If you are reading this, that means that the archive has been unpacked. We keep the program in /home/user/HHiSSpred, but it can be installed anywhere as long as you have the writing privilege.
There are 5 files ending in .com in this directory, and a3m2chk.com in bin directory. In each of them 1-3 variables have to be set. The most common parameter to customize in all classifier scripts is the directory where HHiSSpred is located. Specifically, change the line that reads:
set HHISPRED = "$HOME/HHiSSpred"
You can leave it like that if the distribution was unpacked in your $HOME directory, or provide the full path within quotation marks.
Second variable is the location of PSI-BLAST database, which is to be set on this line:
set PSIDB = "$HOME/db/uniref90_01252012.pfilt"
We use UniProt filteredat 90% identity which can be downloaded here:
ftp://ftp.uniprot.org/pub/databases/uniprot/uniref/uniref90/uniref90.fasta.gz
This database first has to be filtered using PFILT, which is part of the PSIPRED package and can be downloaded here:
http://bioinfadmin.cs.ucl.ac.uk/downloads/pfilt/
Finally, PFILT-processed database has to be formated for use with PSI-BLAST.
Third variable is the location of HHblits database, which is to be set on this line:
set UNIPDB = "$HOME/db/uniprot20_02Sep11"
We use uniprot20_02Sep11 which can be downloaded here:
http://wwwuser.gwdg.de/~compbiol/data/hhsuite/databases/hhsuite_dbs/
HHiSSpred DOES NOT work with BLAST+ executables. We use BLAST version 2.2.19 and that is the only version that is guaranteed to reproduce our results. HHiSSpred uses blastpgp and makemat.
Another requirement is HHsuite of programs which can be downloaded here:
https://github.com/soedinglab/hh-suite/releases
HHiSSpred needs hhblits, hhmake, hhfilter and the perl script reformat.pl, all of which are part of HHsuite. Versions 2.0.9 and above are all tested and should work. All HHsuite and BLAST programs are expected to be in the path and the scripts will not work if they cannot be found.
Once all variables are set, copy HHiSSpred-??.com scripts into a directory that is in your $PATH. If you have root privilege, it will probably be /usr/local/bin or something like that. If not, copy into a directory in the $PATH to which you have writing access.
The package can be tested by going to test directory and typing:
./test.sh
That should give several .ss files (final predictions are in ??-2nd.ss). Compare those files to .ss files in examples directory.
About individual scripts
HHiSSpred-chk.com runs HHblits, converts its alignment into .chk files by using PSI-BLAST, and predicts secondary structures based on those .chk files. Final prediction is an average of 10 neural networks.

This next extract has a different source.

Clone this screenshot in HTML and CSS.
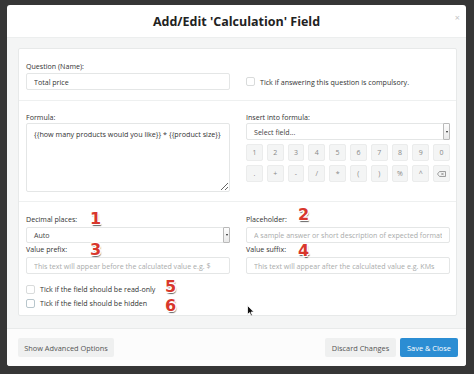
FILE: index.html
```html
<!DOCTYPE html>
<html>
<head>
<meta charset="utf-8">
<link rel="stylesheet" href="styles.css">
</head>
<body>
<div class="modal">
  <div class="header">
    <div class="title">Add/Edit 'Calculation' Field</div>
    <div class="close">×</div>
  </div>
  <div class="body">
    <div class="panel">
      <div class="section s1">
        <div class="col">
          <div class="label">Question (Name):</div>
          <input class="input" type="text" value="Total price">
        </div>
        <div class="col">
          <div class="label"></div>
          <label class="check inline"><input type="checkbox" class="cb"><span>Tick if answering this question is compulsory.</span></label>
        </div>
      </div>
      <div class="section s2">
        <div class="col">
          <div class="label">Formula:</div>
          <textarea class="textarea">{{how many products would you like}} * {{product size}}</textarea>
        </div>
        <div class="col">
          <div class="label">Insert into formula:</div>
          <div class="select"><span>Select field...</span><span class="arrow"></span></div>
          <div class="keypad">
            <button class="key">1</button><button class="key">2</button><button class="key">3</button><button class="key">4</button><button class="key">5</button><button class="key">6</button><button class="key">7</button><button class="key">8</button><button class="key">9</button><button class="key">0</button>
            <button class="key">.</button><button class="key">+</button><button class="key">-</button><button class="key">/</button><button class="key">*</button><button class="key">(</button><button class="key">)</button><button class="key">%</button><button class="key">^</button><button class="key"><svg width="9" height="6" viewBox="0 0 9 6"><path d="M2.5 0.5H8.5V5.5H2.5L0.5 3Z" fill="none" stroke="#888" stroke-width="0.8"/><path d="M4.3 1.8L6.6 4.2M6.6 1.8L4.3 4.2" stroke="#888" stroke-width="0.8"/></svg></button>
          </div>
        </div>
      </div>
      <div class="section s3">
        <div class="grid">
          <div class="col">
            <div class="label">Decimal places:</div>
            <div class="select short"><span class="val">Auto</span><span class="arrow"></span></div>
            <div class="label second">Value prefix:</div>
            <input class="input" type="text" placeholder="This text will appear before the calculated value e.g. $">
          </div>
          <div class="col">
            <div class="label">Placeholder:</div>
            <input class="input short" type="text" placeholder="A sample answer or short description of expected format">
            <div class="label second">Value suffix:</div>
            <input class="input" type="text" placeholder="This text will appear after the calculated value e.g. KMs">
          </div>
        </div>
        <div class="checks">
          <label class="check"><input type="checkbox" class="cb"><span>Tick if the field should be read-only</span></label>
          <label class="check"><input type="checkbox" class="cb focus"><span>Tick if the field should be hidden</span></label>
        </div>
      </div>
    </div>
  </div>
  <div class="footer">
    <button class="btn adv">Show Advanced Options</button>
    <div class="right">
      <button class="btn discard">Discard Changes</button>
      <button class="btn save">Save &amp; Close</button>
    </div>
  </div>
</div>

<span class="mark m1">1</span>
<span class="mark m2">2</span>
<span class="mark m3">3</span>
<span class="mark m4">4</span>
<span class="mark m5">5</span>
<span class="mark m6">6</span>

<svg class="cursor" width="8" height="12" viewBox="0 0 8 12"><path d="M0.5 0.5V9.5L2.6 7.6L4 11L5.4 10.4L4 7.1H6.9Z" fill="#111" stroke="#fff" stroke-width="0.8"/></svg>
</body>
</html>
```

FILE: styles.css
```css
* { box-sizing: border-box; }

body {
  margin: 0;
  width: 474px;
  height: 374px;
  overflow: hidden;
  position: relative;
  background: #363636;
  font-family: "Open Sans", "DejaVu Sans", sans-serif;
  padding: 5px 8px 8px 7px;
}

.modal {
  width: 459px;
  height: 361px;
  background: #fff;
  border-radius: 3px;
  display: flex;
  flex-direction: column;
  overflow: hidden;
}

.header {
  height: 33px;
  flex: none;
  display: flex;
  align-items: center;
  justify-content: center;
  position: relative;
  border-bottom: 1px solid #eceeee;
}

.title {
  font-size: 12.5px;
  font-weight: 700;
  color: #222;
}

.close {
  position: absolute;
  right: 6px;
  top: 6px;
  font-size: 9px;
  color: #c4c4c4;
}

.body {
  flex: none;
  height: 290px;
  background: #f4f5f5;
  padding: 10px 9px 10px 11px;
}

.panel {
  background: #fff;
  border: 1px solid #e7e9e9;
  border-radius: 2px;
}

.section {
  padding: 11px 6px 10px 7px;
  border-bottom: 1px solid #eef0f0;
}

.section:last-child { border-bottom: none; }

.s1, .s2, .grid {
  display: grid;
  grid-template-columns: 204px 204px;
  column-gap: 16px;
}

.s2 { padding-top: 10px; padding-bottom: 9px; }
.s3 { padding-bottom: 5px; }

.col { display: flex; flex-direction: column; }

.label {
  height: 12px;
  line-height: 12px;
  font-size: 7.1px;
  color: #333;
  margin-bottom: 1px;
}

.s3 .label { margin-bottom: 2px; }
.s2 .label { margin-bottom: 0; }

.input {
  height: 17px;
  width: 100%;
  border: 1px solid #e4e6e6;
  border-radius: 2px;
  padding: 0 7px;
  font-family: "Open Sans", sans-serif;
  font-size: 7.1px;
  color: #333;
  background: #fff;
  outline: none;
}

.input.short { height: 16px; }

.input::placeholder { color: #a9abab; }

.textarea {
  height: 69px;
  width: 100%;
  border: 1px solid #e4e6e6;
  border-radius: 2px;
  padding: 5px 7px;
  font-family: "Open Sans", sans-serif;
  font-size: 7.2px;
  line-height: 10px;
  color: #333;
  resize: both;
  outline: none;
}

.select {
  height: 17px;
  border: 1px solid #e4e6e6;
  border-radius: 2px;
  display: flex;
  align-items: center;
  justify-content: space-between;
  padding-left: 7px;
  font-size: 7.1px;
  color: #444;
  background: #fff;
}

.select.short { height: 16px; }

.select .arrow {
  width: 7px;
  height: calc(100% + 2px);
  margin-right: -1px;
  border: 1px solid #b9b9b9;
  border-radius: 1px;
  background: linear-gradient(#fdfdfd, #e9e9e9);
  position: relative;
}

.select .arrow::after {
  content: "";
  position: absolute;
  left: 1.5px;
  top: 50%;
  margin-top: -1px;
  border-left: 1.5px solid transparent;
  border-right: 1.5px solid transparent;
  border-top: 2px solid #222;
}

.keypad {
  margin-top: 4px;
  display: grid;
  grid-template-columns: repeat(10, 1fr);
  column-gap: 4px;
  row-gap: 4px;
}

.key {
  height: 17px;
  padding: 0;
  border: 1px solid #ebecec;
  border-radius: 2px;
  background: #f4f5f5;
  font-family: "Open Sans", sans-serif;
  font-size: 7px;
  color: #888;
  display: flex;
  align-items: center;
  justify-content: center;
}

.check {
  display: flex;
  align-items: center;
  gap: 5px;
  font-size: 7.1px;
  color: #333;
  height: 14px;
}

.check.inline { height: 17px; }

.cb {
  appearance: none;
  -webkit-appearance: none;
  margin: 0;
  width: 9px;
  height: 9px;
  border: 1px solid #d9dbdb;
  border-radius: 2px;
  background: #fff;
  flex: none;
}

.cb.focus { border-color: #b8c6cc; }

.checks { margin-top: 8px; }

.footer {
  flex: 1;
  border-top: 1px solid #e8eaea;
  background: #fcfcfc;
  padding: 9px 8px 9px 11px;
  display: flex;
  justify-content: space-between;
  align-items: flex-start;
}

.right { display: flex; gap: 4px; }

.btn {
  height: 19px;
  padding: 0;
  border: none;
  border-radius: 2px;
  font-family: "Open Sans", sans-serif;
  font-size: 7.4px;
  color: #555;
  background: #eff0f0;
}

.adv { width: 96px; }
.discard { width: 71px; }
.save { width: 58px; background: #2b8dd3; color: #fff; }

.mark {
  position: absolute;
  font-family: "DejaVu Sans", sans-serif;
  font-weight: 700;
  font-size: 16px;
  line-height: 1;
  color: #d8372c;
  text-shadow:
    1px 0 0 #fff, -1px 0 0 #fff, 0 1px 0 #fff, 0 -1px 0 #fff,
    1px 1px 0 #fff, -1px 1px 0 #fff, 1px -1px 0 #fff, -1px -1px 0 #fff,
    1px 2px 1px rgba(0,0,0,0.6);
}

.m1 { left: 90px; top: 211px; }
.m2 { left: 298px; top: 207px; }
.m3 { left: 90px; top: 242px; }
.m4 { left: 298px; top: 243px; }
.m5 { left: 165px; top: 279px; }
.m6 { left: 165px; top: 298px; }

.cursor {
  position: absolute;
  left: 247px;
  top: 305px;
}
```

HHiSSpred-hhm.com runs HHblits, filters the alignment to effective number of sequences = 7, makes a .hhm file from this alignment, converts .hhm into .chk, and predicts secondary structures based on those .chk files. Notice that this script starts from the same HHblits alignment as HHiSSpred-chk.com. Final prediction is an average of 10 neural networks.
HHiSSpred-psi.com runs PSI-BLAST to make .chk files directly, and predicts secondary structures based on those .chk files. It should be in principle very similar to PSIPRED. Final prediction is an average of 10 neural networks.
HHiSSpred-jury-hhm-chk.com runs HHiSSpred-hhm.com and HHiSSpred-chk.com in first stage of training, then uses jury-like consensus to combine both types of networks into final prediction. Final prediction is an average of 20 neural networks.
HHiSSpred-jury-hhm-psi.com runs HHiSSpred-hhm.com and HHiSSpred-psi.com in first stage of training, then uses jury-like consensus to combine both types of networks into final prediction. Final prediction is an average of 20 neural networks. This is the best predictor in our tests.